The National Solidarity, Brotherhood and Democracy Commission has presented a report to the public on the work it has carried out since 5 August, including a number of recommendations on what parliament should do.
The report states that problems cannot be resolved through security-focused policies and that democratization is therefore essential to addressing these issues. This assessment is accurate. However, because the report refers to democratization in general terms, it does not specify which concrete problems this process is meant to resolve. As a result, the report remains at the level of general claims and fails to put forward tangible proposals that could lead to solutions. Although some legal changes are mentioned, the content of these changes is not clearly defined. In short, the fundamental issue, the Kurdish question, is not named, and the steps required to address this problem are avoided.
The Kurdish question cannot be resolved through piecemeal amendments to individual laws. What is needed are steps that recognize Kurdish existence and enable this existence to organize itself in all respects, gaining social and political embodiment. When a Kurdish reality takes shape on the basis of freedom of identity, language and culture, its integration with the Republic of Turkey can be achieved more easily. The state itself knows best that there is a serious rupture between Kurds and the Republic of Turkey. Democratic integration would eliminate this rupture. This, in turn, would also realize the social cohesion referred to in the report.

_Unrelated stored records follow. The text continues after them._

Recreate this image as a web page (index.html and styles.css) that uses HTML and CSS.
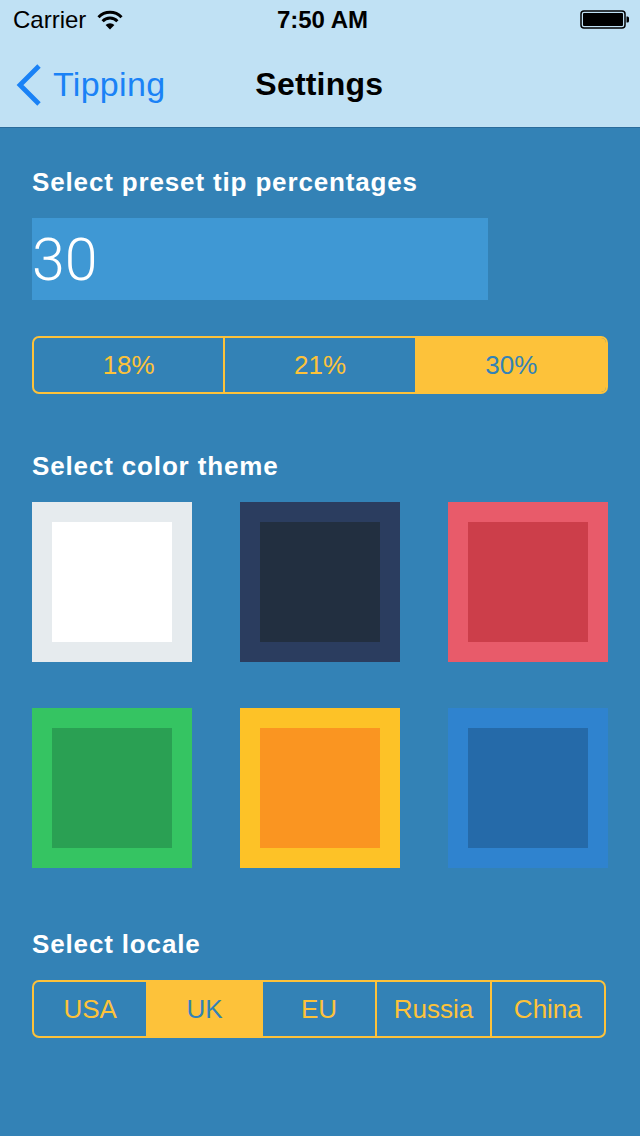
FILE: index.html
```html
<!DOCTYPE html>
<html>
<head>
<meta charset="utf-8">
<link rel="stylesheet" href="styles.css">
</head>
<body>
<div class="screen">
  <header class="top">
    <div class="status">
      <div class="status-left">
        <span class="carrier">Carrier</span>
        <svg class="wifi" width="26" height="20" viewBox="0 0 26 20">
          <path d="M1.5 7.2 A16 16 0 0 1 24.5 7.2" fill="none" stroke="#000" stroke-width="3"/>
          <path d="M5.6 11.2 A10.3 10.3 0 0 1 20.4 11.2" fill="none" stroke="#000" stroke-width="3"/>
          <path d="M13 19.5 L8.6 15 A6.2 6.2 0 0 1 17.4 15 Z" fill="#000"/>
        </svg>
      </div>
      <span class="time">7:50 AM</span>
      <div class="status-right">
        <svg class="battery" width="50" height="20" viewBox="0 0 50 20">
          <rect x="1" y="1" width="44" height="17" rx="3" fill="none" stroke="#000" stroke-width="1.5"/>
          <rect x="3" y="3" width="40" height="13" rx="1" fill="#000"/>
          <path d="M46.5 6.5 h1 a1.5 1.5 0 0 1 1.5 1.5 v3 a1.5 1.5 0 0 1 -1.5 1.5 h-1 z" fill="#000"/>
        </svg>
      </div>
    </div>
    <nav class="navbar">
      <a class="back">
        <svg class="chevron" width="28" height="42" viewBox="0 0 28 42">
          <path d="M24 2 L5 21 L24 40" fill="none" stroke="#1a82f6" stroke-width="4.8"/>
        </svg>
        <span class="back-label">Tipping</span>
      </a>
      <h1 class="title">Settings</h1>
    </nav>
  </header>

  <main class="content">
    <h2 class="section-title">Select preset tip percentages</h2>
    <div class="tip-input">30</div>
    <div class="segmented tips">
      <div class="seg">18%</div>
      <div class="seg">21%</div>
      <div class="seg active">30%</div>
    </div>

    <h2 class="section-title gap-top">Select color theme</h2>
    <div class="swatches">
      <div class="swatch s-white"><div class="inner"></div></div>
      <div class="swatch s-navy"><div class="inner"></div></div>
      <div class="swatch s-red"><div class="inner"></div></div>
      <div class="swatch s-green"><div class="inner"></div></div>
      <div class="swatch s-yellow"><div class="inner"></div></div>
      <div class="swatch s-blue"><div class="inner"></div></div>
    </div>

    <h2 class="section-title gap-top2">Select locale</h2>
    <div class="segmented locale">
      <div class="seg">USA</div>
      <div class="seg active">UK</div>
      <div class="seg">EU</div>
      <div class="seg">Russia</div>
      <div class="seg">China</div>
    </div>
  </main>
</div>
</body>
</html>
```

FILE: styles.css
```css
* { box-sizing: border-box; }
html, body {
  margin: 0;
  padding: 0;
  background: #3382b6;
}
body {
  font-family: "Liberation Sans", Arial, sans-serif;
  width: 640px;
  height: 1136px;
  overflow: hidden;
}
.screen {
  width: 640px;
  height: 1136px;
  background: #3382b6;
  display: flex;
  flex-direction: column;
}
.top {
  background: #c0e1f4;
  border-bottom: 1px solid #2a6c9c;
}
.status {
  height: 40px;
  display: flex;
  align-items: center;
  justify-content: space-between;
  padding: 0 10px 0 13px;
  color: #000;
  font-size: 24px;
}
.status-left, .status-right {
  width: 160px;
  display: flex;
  align-items: center;
}
.status-right { justify-content: flex-end; }
.carrier { margin-right: 11px; }
.wifi { margin-top: -1px; }
.time {
  font-weight: bold;
  font-size: 24px;
  margin-left: 2px;
}
.navbar {
  height: 87px;
  display: flex;
  align-items: center;
}
.back {
  display: flex;
  align-items: center;
  padding-left: 15px;
  color: #1a82f6;
  margin-top: 2px;
}
.chevron { margin-right: 10px; }
.back-label {
  font-size: 34px;
  letter-spacing: 0.3px;
}
.title {
  margin: 2px 0 0 90px;
  font-size: 32px;
  font-weight: bold;
  color: #000;
  letter-spacing: 0.2px;
}
.content {
  padding: 36px 32px 0 32px;
  display: flex;
  flex-direction: column;
}
.section-title {
  margin: 0;
  height: 36px;
  line-height: 36px;
  font-size: 26px;
  font-weight: bold;
  letter-spacing: 0.85px;
  color: #fff;
}
.gap-top { margin-top: 54px; }
.gap-top2 { margin-top: 58px; }
.tip-input {
  margin-top: 18px;
  width: 456px;
  height: 82px;
  background: #3f98d4;
  color: #fff;
  font-family: Roboto, "Liberation Sans", sans-serif;
  font-weight: 300;
  font-size: 59px;
  line-height: 84px;
}
.segmented {
  display: flex;
  height: 58px;
  border: 2px solid #fdc23a;
  border-radius: 7px;
  overflow: hidden;
  margin-top: 18px;
}
.segmented.tips {
  margin-top: 36px;
  width: 576px;
}
.segmented.locale {
  width: 574px;
}
.seg {
  flex: 1 1 0;
  display: flex;
  align-items: center;
  justify-content: center;
  color: #fdc23a;
  font-size: 26px;
  border-left: 2px solid #fdc23a;
}
.seg:first-child { border-left: none; }
.seg.active {
  background: #fdc23a;
  color: #3382b6;
}
.swatches {
  margin-top: 18px;
  display: grid;
  grid-template-columns: repeat(3, 160px);
  grid-auto-rows: 160px;
  column-gap: 48px;
  row-gap: 46px;
}
.swatch {
  padding: 20px;
}
.swatch .inner {
  width: 100%;
  height: 100%;
}
.s-white { background: #e6ebee; }
.s-white .inner { background: #ffffff; }
.s-navy { background: #2b3d5f; }
.s-navy .inner { background: #222f40; }
.s-red { background: #e85b6a; }
.s-red .inner { background: #cc3e4a; }
.s-green { background: #35c462; }
.s-green .inner { background: #2aa053; }
.s-yellow { background: #fdc227; }
.s-yellow .inner { background: #fa9521; }
.s-blue { background: #2f83cf; }
.s-blue .inner { background: #256aa9; }
```
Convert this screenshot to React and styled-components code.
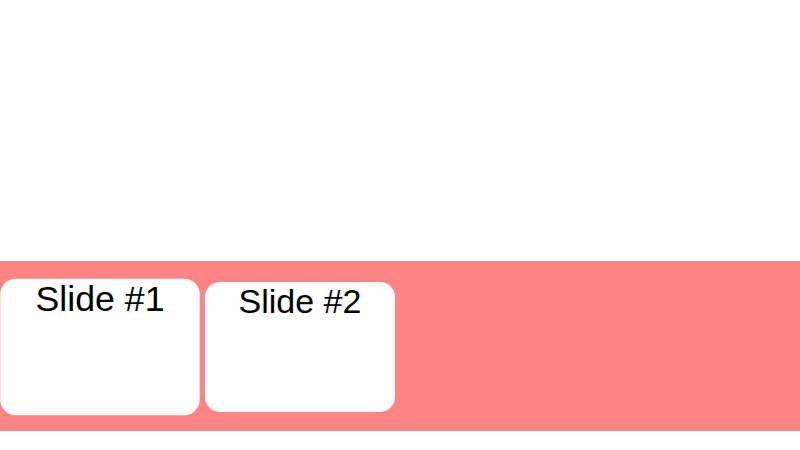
import React from 'react';
import styled, { createGlobalStyle } from 'styled-components';

const GlobalStyle = createGlobalStyle`
  body {
    margin: 0;
    background: #fff;
    font-family: "Liberation Sans", Arial, sans-serif;
  }
`;

const slides = [
  { id: 1, title: 'Slide #1' },
  { id: 2, title: 'Slide #2' },
];

const App = () => {
  const current = 0;

  return (
    <>
      <GlobalStyle />
      <Page>
        <Track>
          {slides.map((slide, i) => (
            <Slide key={slide.id} $active={i === current}>
              {slide.title}
            </Slide>
          ))}
        </Track>
      </Page>
    </>
  );
};

export default App;

const Page = styled.div`
  padding-top: 261px;
`;

const Track = styled.div`
  display: flex;
  gap: 10px;
  height: 170px;
  box-sizing: border-box;
  padding: 21px 5px 19px;
  background: #ff8484;
  overflow: hidden;
`;

const Slide = styled.div`
  flex: 0 0 190px;
  height: 130px;
  background: #fff;
  border-radius: 15px;
  color: #000;
  font-size: 34px;
  text-align: center;
  transform: scale(${(p) => (p.$active ? 1.05 : 1)});
`;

From this perspective, the central issue that must be addressed after the publication of the report is the adoption of the steps required to achieve democratic integration. Otherwise, what remains will be little more than demagoguery and empty rhetoric, with no meaningful progress toward resolving the problems at hand.

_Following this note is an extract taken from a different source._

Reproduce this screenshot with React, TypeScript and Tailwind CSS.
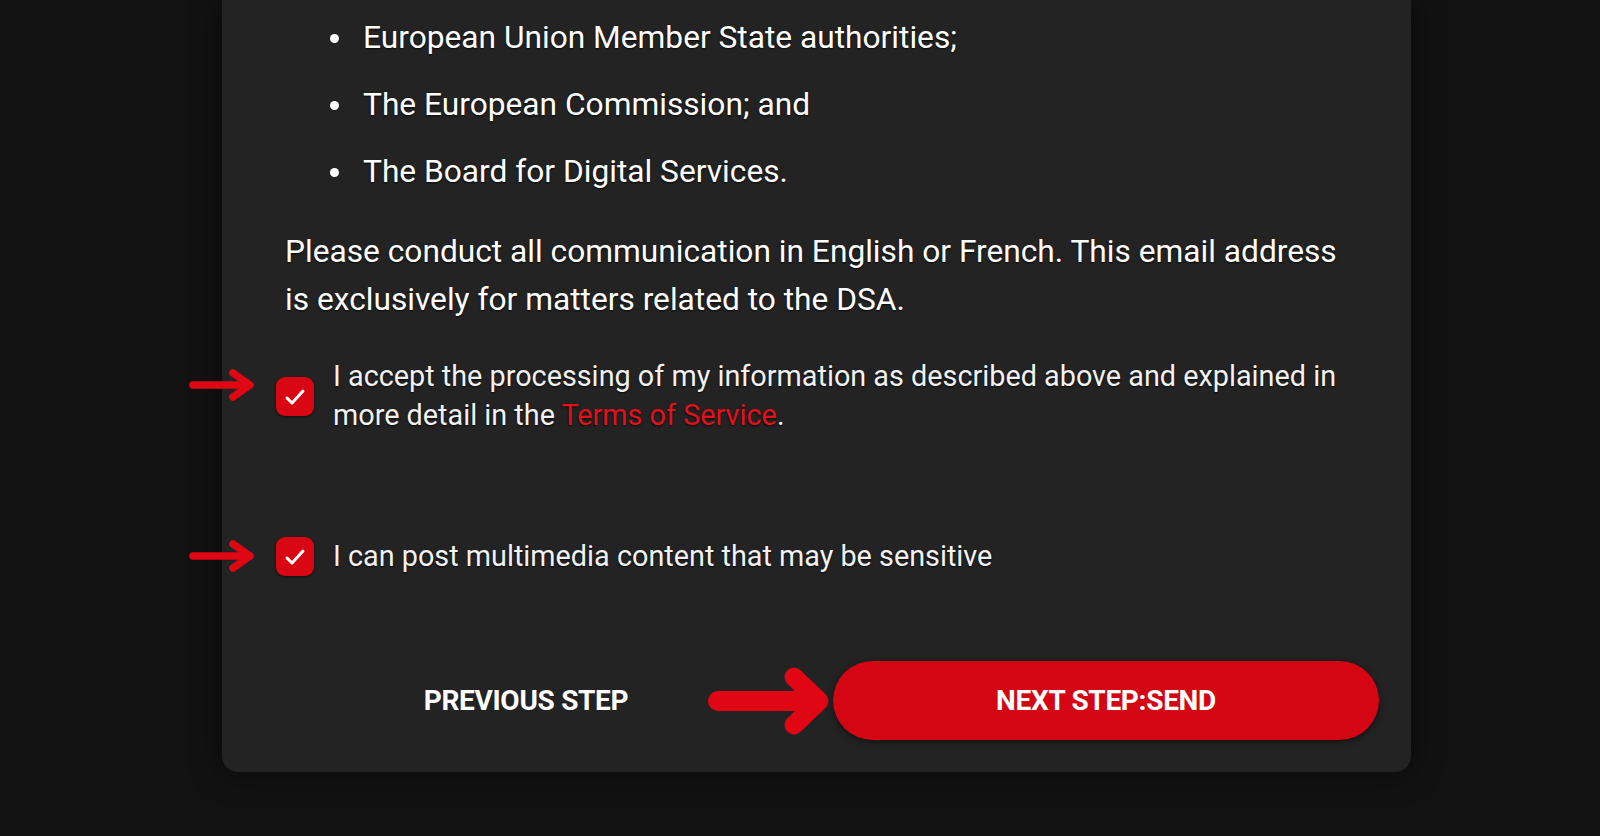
import React from 'react';

const font = { fontFamily: 'Roboto, "Liberation Sans", sans-serif' };

// small red pointer arrows that sit in front of the checkboxes
const SmallArrow: React.FC<{ className?: string }> = ({ className }) => (
    <svg className={className} width="66" height="32" viewBox="0 0 66 32" fill="none">
        <path d="M4 16 H58" stroke="#e00613" strokeWidth="7.5" strokeLinecap="round" />
        <path d="M44 4 L61 16 L44 28" stroke="#e00613" strokeWidth="7.5" strokeLinecap="round" strokeLinejoin="round" />
    </svg>
);

const BigArrow: React.FC<{ className?: string }> = ({ className }) => (
    <svg className={className} width="122" height="70" viewBox="0 0 122 70" fill="none">
        <path d="M11 35 H108" stroke="#e00613" strokeWidth="20" strokeLinecap="round" />
        <path d="M87 11 L112 35 L87 59" stroke="#e00613" strokeWidth="19" strokeLinecap="round" strokeLinejoin="round" />
    </svg>
);

const CheckBox: React.FC = () => (
    <div className="h-[39px] w-[38px] shrink-0 rounded-[9px] bg-[#d90614] shadow-[0_1px_3px_rgba(0,0,0,0.6)]">
        <svg width="38" height="39" viewBox="0 0 38 39" fill="none">
            <path d="M11 21 L16 26 L27 14" stroke="#fff" strokeWidth="3" strokeLinecap="round" strokeLinejoin="round" />
        </svg>
    </div>
);

const bullets = ['European Union Member State authorities;', 'The European Commission; and', 'The Board for Digital Services.'];

const App: React.FC = () => {
    return (
        <div className="h-[836px] w-full overflow-hidden bg-[#121212] text-white" style={font}>
            <div className="relative ml-[222px] w-[1189px] rounded-b-[16px] bg-[#232323] px-[63px] pt-[18px] pb-[32px] shadow-[0_0_30px_rgba(0,0,0,0.5)] [text-shadow:0_1px_2px_rgba(0,0,0,0.8)]">
                <ul className="flex flex-col gap-[27px] pl-[45px]">
                    {bullets.map((b) => (
                        <li key={b} className="flex items-center text-[31.7px] leading-[40px]">
                            <span className="mr-[24px] inline-block h-[9px] w-[9px] rounded-full bg-white" />
                            {b}
                        </li>
                    ))}
                </ul>

                <p className="mt-[36px] text-[31.7px] leading-[48px]">
                    Please conduct all communication in English or French. This email address is exclusively for matters related to the DSA.
                </p>

                <div className="relative mt-[33px] -ml-[9px] flex items-center gap-[19px]">
                    <SmallArrow className="absolute -left-[87px] top-[12px]" />
                    <CheckBox />
                    <p className="text-[28.8px] leading-[39px] text-[#f2f2f2]">
                        I accept the processing of my information as described above and explained in more detail in the{' '}
                        <span className="text-[#e3111c]">Terms of Service</span>.
                    </p>
                </div>

                <div className="relative mt-[101px] -ml-[9px] flex items-center gap-[19px]">
                    <SmallArrow className="absolute -left-[87px] top-[4px]" />
                    <CheckBox />
                    <p className="text-[28.8px] leading-[40px] text-[#f2f2f2]">I can post multimedia content that may be sensitive</p>
                </div>

                <div className="mt-[85px] flex items-center">
                    <button className="ml-[116px] w-[250px] shrink-0 text-center text-[28px] font-bold uppercase leading-[40px] tracking-[-0.3px] text-white">
                        Previous Step
                    </button>
                    <BigArrow className="ml-[56px] shrink-0" />
                    <button className="ml-[4px] h-[79px] w-[546px] shrink-0 rounded-full bg-[#d40613] text-[28px] font-bold uppercase tracking-[-0.3px] text-white shadow-[0_2px_6px_rgba(0,0,0,0.5)]">
                        Next Step:Send
                    </button>
                </div>
            </div>
        </div>
    );
};

export default App;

The report directly concerns Kurds and democratic forces, and both have responded with criticism. There was an expectation that the report would offer clearer assessments and more concrete proposals. When this did not materialize, a critical response emerged. This criticism centers on the view that the commission failed to present a report commensurate with its historical responsibility. Even so, the steps to be taken by the political establishment and parliament in the aftermath of the report are seen as crucial. Following the report, attention has now turned to parliament.
In another sense, the report amounts to implicit admission of the wrong policies and practices pursued by the Justice and Development Party (AKP)–Nationalist Movement Party (MHP) government, particularly over the past decade. Many observers have long argued that if the government were to lift the arbitrary restrictions it has imposed, some developments could take place immediately. If the Justice and Development Party government were to abandon its past obstructive practices and negative stance, this would amount to a form of self-criticism and an acknowledgment of its own mistakes.

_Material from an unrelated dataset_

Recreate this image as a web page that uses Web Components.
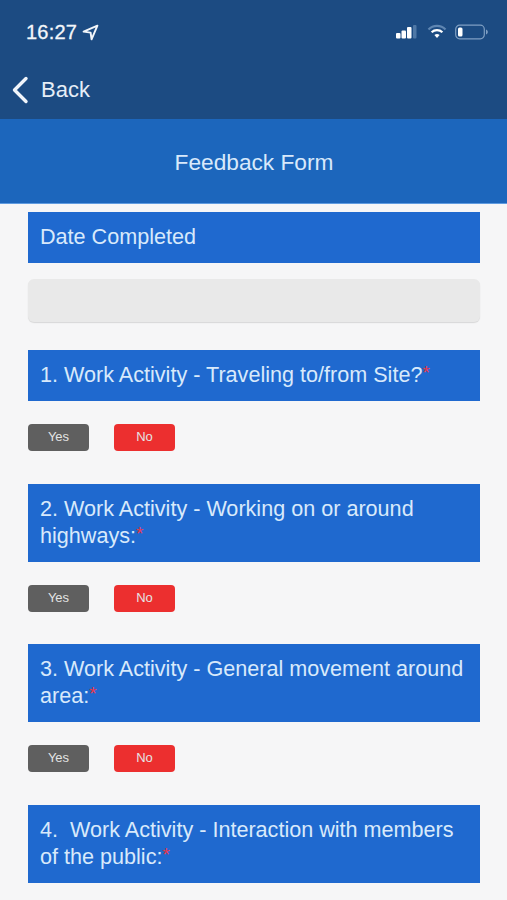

If, after this report, the government fails to implement what is required, it would be acting outside the bounds of the law and forfeiting its legitimacy. For this reason, the rulings of the European Court of Human Rights (ECtHR) and the Constitutional Court must be implemented without delay and without any pretext. A government, judiciary, or administration that fails to do so would itself be committing an unlawful act.
It is contradictory to speak of democratization, rights, law and justice, freedoms, the freedom of differences and pluralism, while at the same time making these principles conditional. These are the rights people are born with. Yet there are rights that continue to be denied and violated, above all the right to education in one’s mother tongue. To subject such rights to conditions amounts to an apology that only compounds the wrongdoing. The report contains other examples of this kind as well, and they have already drawn criticism from many quarters, particularly from legal experts.
The key concept in this process is “democratic integration.” Abdullah Öcalan, the chief negotiator of the Kurdish people, has called for steps to be taken to realize democratic integration. Pervin Buldan, a member of the Peoples’ Equality and Democracy Party (DEM Party) delegation that visited Imralı, explained to the press what Öcalan means by democratic integration. She said that democratic integration can be achieved through measures such as local democratic self-administration, education in the mother tongue, recognition of Kurdish existence, and a proper definition of citizenship. The very notion of integration being democratic means the recognition of Kurds’ fundamental democratic rights. Contrary to the distortions put forward by some, this is not an understanding of integration based on denial and assimilation, or on the rejection of self-administration.
Democratic integration represents a contemporary and democratic approach to resolving issues such as the Kurdish question. Only in this way can problems be addressed at their roots. For this reason, moving toward a solution on the basis of democratic integration would not only help resolve the problems themselves, but would also ease the broader anxieties surrounding them.